Where a line below holds the string "components", copy that line.

....

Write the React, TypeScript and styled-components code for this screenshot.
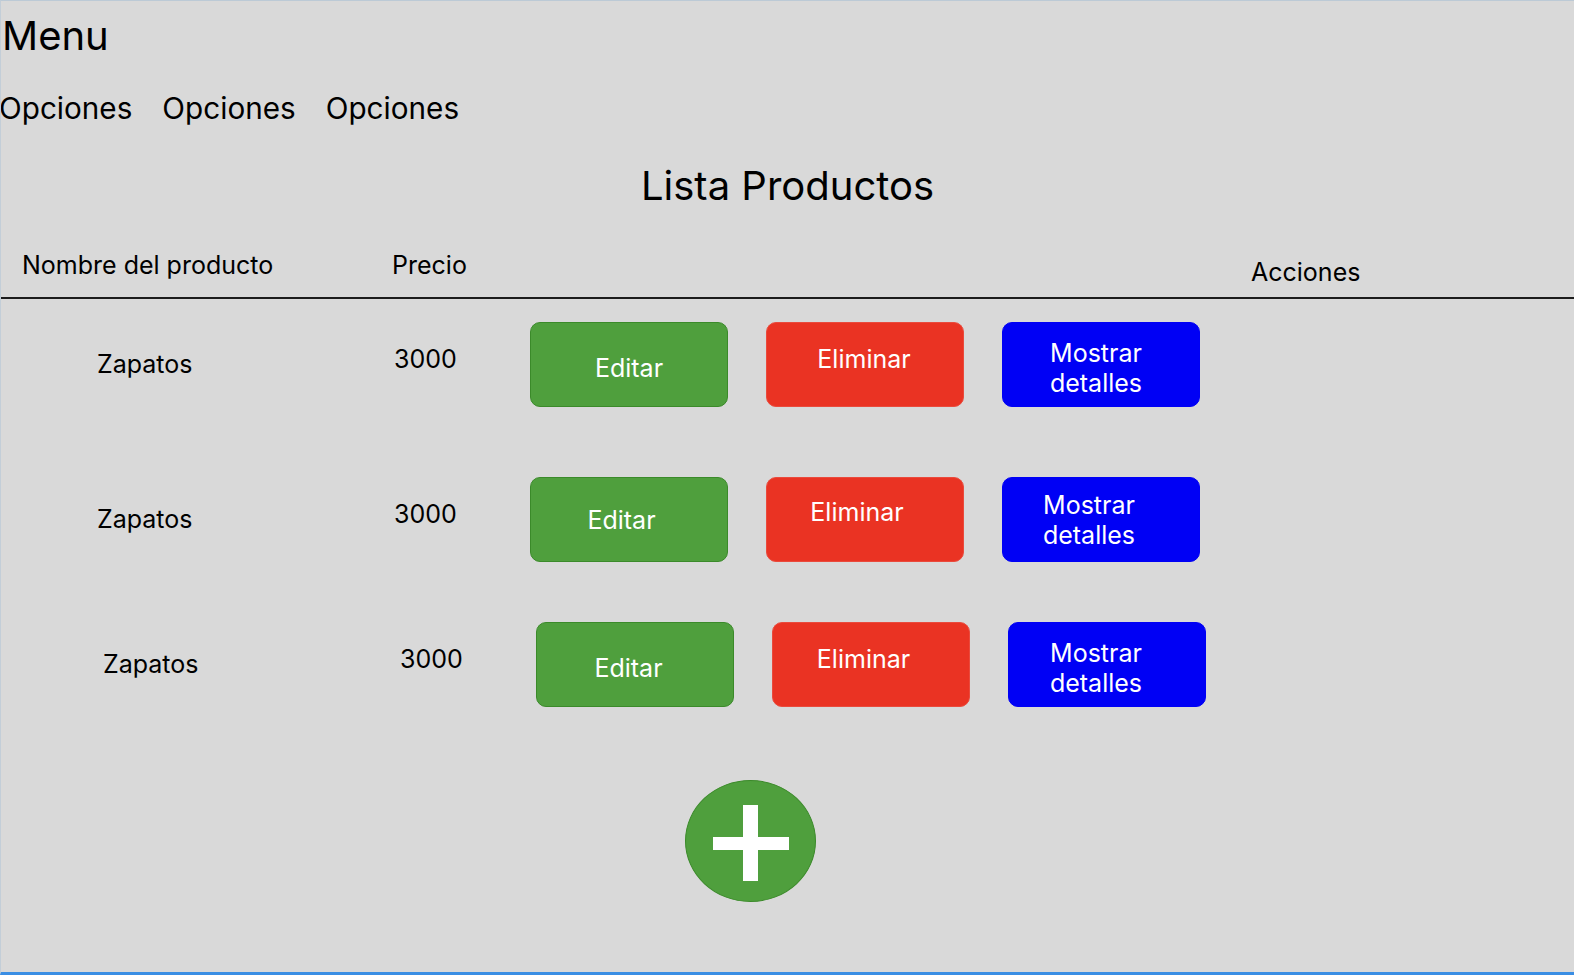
import React from 'react';
import styled, { createGlobalStyle } from 'styled-components';

const Global = createGlobalStyle`
  html, body { margin: 0; padding: 0; background: #d9d9d9; }
  body { font-family: Inter, "Noto Sans", sans-serif; color: #000; }
  * { box-sizing: border-box; }
`;

const Frame = styled.div`
  width: 1574px;
  height: 975px;
  overflow: hidden;
  background: #d9d9d9;
  border-top: 1px solid #bccad6;
  border-left: 1px solid #c3ced8;
  border-bottom: 3px solid #3a8ee4;
  display: flex;
  flex-direction: column;
`;

const MenuTitle = styled.h1`
  margin: 10.5px 0 0 1px;
  font-size: 40px;
  line-height: 48px;
  font-weight: 400;
`;

const Nav = styled.nav`
  display: flex;
  gap: 30px;
  margin: 30px 0 0 -2px;
`;

const NavItem = styled.span`
  font-size: 29.7px;
  line-height: 36px;
`;

const PageTitle = styled.h2`
  margin: 36.5px 0 0;
  font-size: 40px;
  line-height: 48px;
  font-weight: 400;
  text-align: center;
`;

const HeaderRow = styled.div`
  display: flex;
  align-items: flex-start;
  margin-top: 39.5px;
  padding: 0 0 10px 21px;
  border-bottom: 2px solid #1c1c1c;
`;

const HeadCell = styled.span<{ $width?: number; $top?: number }>`
  font-size: 25px;
  line-height: 30px;
  ${(p) => (p.$width ? `width: ${p.$width}px; flex: none;` : '')}
  margin-top: ${(p) => p.$top ?? 0}px;
`;

const Row = styled.div<{ $top: number; $shift: number }>`
  display: flex;
  align-items: flex-start;
  height: 85px;
  margin-top: ${(p) => p.$top}px;
  padding-left: ${(p) => 96 + p.$shift}px;
`;

const Cell = styled.span<{ $width: number; $top: number }>`
  width: ${(p) => p.$width}px;
  flex: none;
  padding-top: ${(p) => p.$top}px;
  font-size: 25px;
  line-height: 30px;
`;

const Actions = styled.div`
  display: flex;
  gap: 38px;
`;

const variants = {
  edit: { bg: '#4f9f3d', border: '#3b8a2a' },
  delete: { bg: '#ea3323', border: '#ea4a3c' },
  details: { bg: '#0000f5', border: '#0000f5' },
};

const ActionButton = styled.button<{
  $variant: keyof typeof variants;
  $dx: number;
  $dy: number;
}>`
  width: 198px;
  height: 85px;
  flex: none;
  display: flex;
  align-items: center;
  justify-content: center;
  text-align: center;
  border-radius: 10px;
  border: 1px solid ${(p) => variants[p.$variant].border};
  background: ${(p) => variants[p.$variant].bg};
  color: #fff;
  font-family: Inter, "Noto Sans", sans-serif;
  font-size: 25px;
  line-height: 30px;
  cursor: pointer;
  padding: ${(p) => Math.max(0, 2 * p.$dy)}px ${(p) => Math.max(0, -2 * p.$dx)}px
    ${(p) => Math.max(0, -2 * p.$dy)}px ${(p) => Math.max(0, 2 * p.$dx)}px;
`;

const AddButton = styled.button`
  width: 131px;
  height: 122px;
  margin: 73px 0 0 684px;
  padding: 0;
  align-self: flex-start;
  border-radius: 50%;
  border: 1px solid #3b8a2a;
  background: #4f9f3d;
  display: flex;
  cursor: pointer;
`;

type Offsets = [number, number];
const rows: {
  top: number;
  shift: number;
  offsets: [Offsets, Offsets, Offsets];
}[] = [
  { top: 23.5, shift: 0, offsets: [[0, 3], [-1, -6], [-5, 3]] },
  { top: 70, shift: 0, offsets: [[-7.5, 0], [-8, -8], [-12, 0]] },
  { top: 60, shift: 6, offsets: [[-6.5, 3.5], [-7.5, -5.5], [-11, 3.5]] },
];

export default function App() {
  return (
    <>
      <Global />
      <Frame>
        <MenuTitle>Menu</MenuTitle>
        <Nav>
          <NavItem>Opciones</NavItem>
          <NavItem>Opciones</NavItem>
          <NavItem>Opciones</NavItem>
        </Nav>
        <PageTitle>Lista Productos</PageTitle>
        <HeaderRow>
          <HeadCell $width={370}>Nombre del producto</HeadCell>
          <HeadCell $width={859}>Precio</HeadCell>
          <HeadCell $top={7}>Acciones</HeadCell>
        </HeaderRow>
        {rows.map((r, i) => (
          <Row key={i} $top={r.top} $shift={r.shift}>
            <Cell $width={297} $top={27}>Zapatos</Cell>
            <Cell $width={136} $top={22}>3000</Cell>
            <Actions>
              <ActionButton $variant="edit" $dx={r.offsets[0][0]} $dy={r.offsets[0][1]}>
                Editar
              </ActionButton>
              <ActionButton $variant="delete" $dx={r.offsets[1][0]} $dy={r.offsets[1][1]}>
                Eliminar
              </ActionButton>
              <ActionButton $variant="details" $dx={r.offsets[2][0]} $dy={r.offsets[2][1]}>
                Mostrar
                <br />
                detalles
              </ActionButton>
            </Actions>
          </Row>
        ))}
        <AddButton aria-label="Agregar producto">
          <svg width="129" height="120" viewBox="0 0 129 120">
            <rect x="27" y="56" width="76" height="13" fill="#fff" />
            <rect x="57" y="24" width="15" height="76" fill="#fff" />
          </svg>
        </AddButton>
      </Frame>
    </>
  );
}
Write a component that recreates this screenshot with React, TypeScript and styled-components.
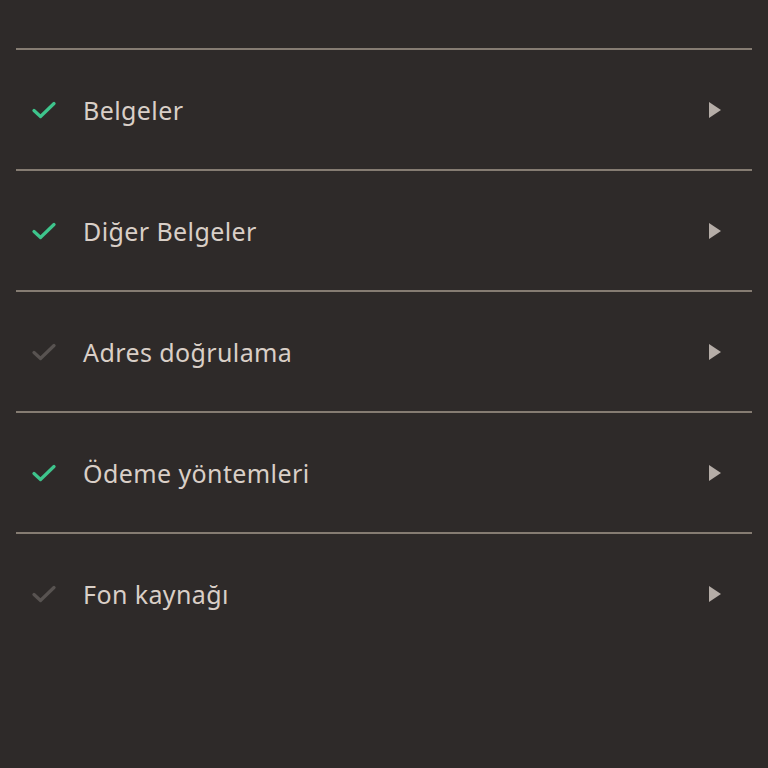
import styled, { createGlobalStyle } from 'styled-components'

const items = [
  { label: 'Belgeler', done: true },
  { label: 'Diğer Belgeler', done: true },
  { label: 'Adres doğrulama', done: false },
  { label: 'Ödeme yöntemleri', done: true },
  { label: 'Fon kaynağı', done: false },
]

export default function App() {
  return (
    <>
      <GlobalStyle />
      <Page>
        <List>
          {items.map((item) => (
            <Row key={item.label}>
              <Check $done={item.done} viewBox="0 0 24 18">
                <path d="M2 9.5 L8.5 15.5 L22 2.5" />
              </Check>
              <Label>{item.label}</Label>
              <Arrow viewBox="0 0 14 18">
                <path d="M1 1 L13 9 L1 17 Z" />
              </Arrow>
            </Row>
          ))}
        </List>
      </Page>
    </>
  )
}

const GlobalStyle = createGlobalStyle`
  html, body {
    margin: 0;
    background: #2e2a29;
  }
`

const Page = styled.div`
  min-height: 768px;
  box-sizing: border-box;
  padding: 48px 16px 0;
  background: #2e2a29;
  font-family: 'Noto Sans', sans-serif;
`

const List = styled.div`
  display: flex;
  flex-direction: column;
`

const Row = styled.div`
  display: flex;
  align-items: center;
  height: 121px;
  box-sizing: border-box;
  border-top: 2px solid #857c72;
  padding: 0 30px 0 16px;
`

const Check = styled.svg<{ $done: boolean }>`
  width: 24px;
  height: 18px;
  flex: none;
  fill: none;
  stroke: ${(p) => (p.$done ? '#3ec48c' : '#585351')};
  stroke-width: 3.2;
  stroke-linecap: round;
  stroke-linejoin: round;
`

const Label = styled.span`
  flex: 1;
  margin-left: 27px;
  font-size: 25px;
  color: #d9cfc7;
  letter-spacing: 0.4px;
`

const Arrow = styled.svg`
  width: 14px;
  height: 18px;
  flex: none;
  fill: #b5ada7;
`
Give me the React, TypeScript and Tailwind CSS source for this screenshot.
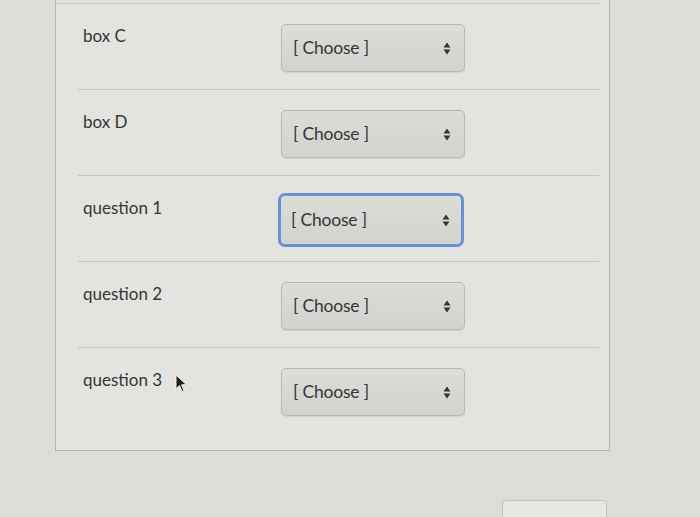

....

* **Exercise answer**:
Write the React, TypeScript and styled-components code for this screenshot.
import styled, { createGlobalStyle } from 'styled-components';
Write a component that recreates this screenshot with React, TypeScript and styled-components.
import styled, { createGlobalStyle } from 'styled-components'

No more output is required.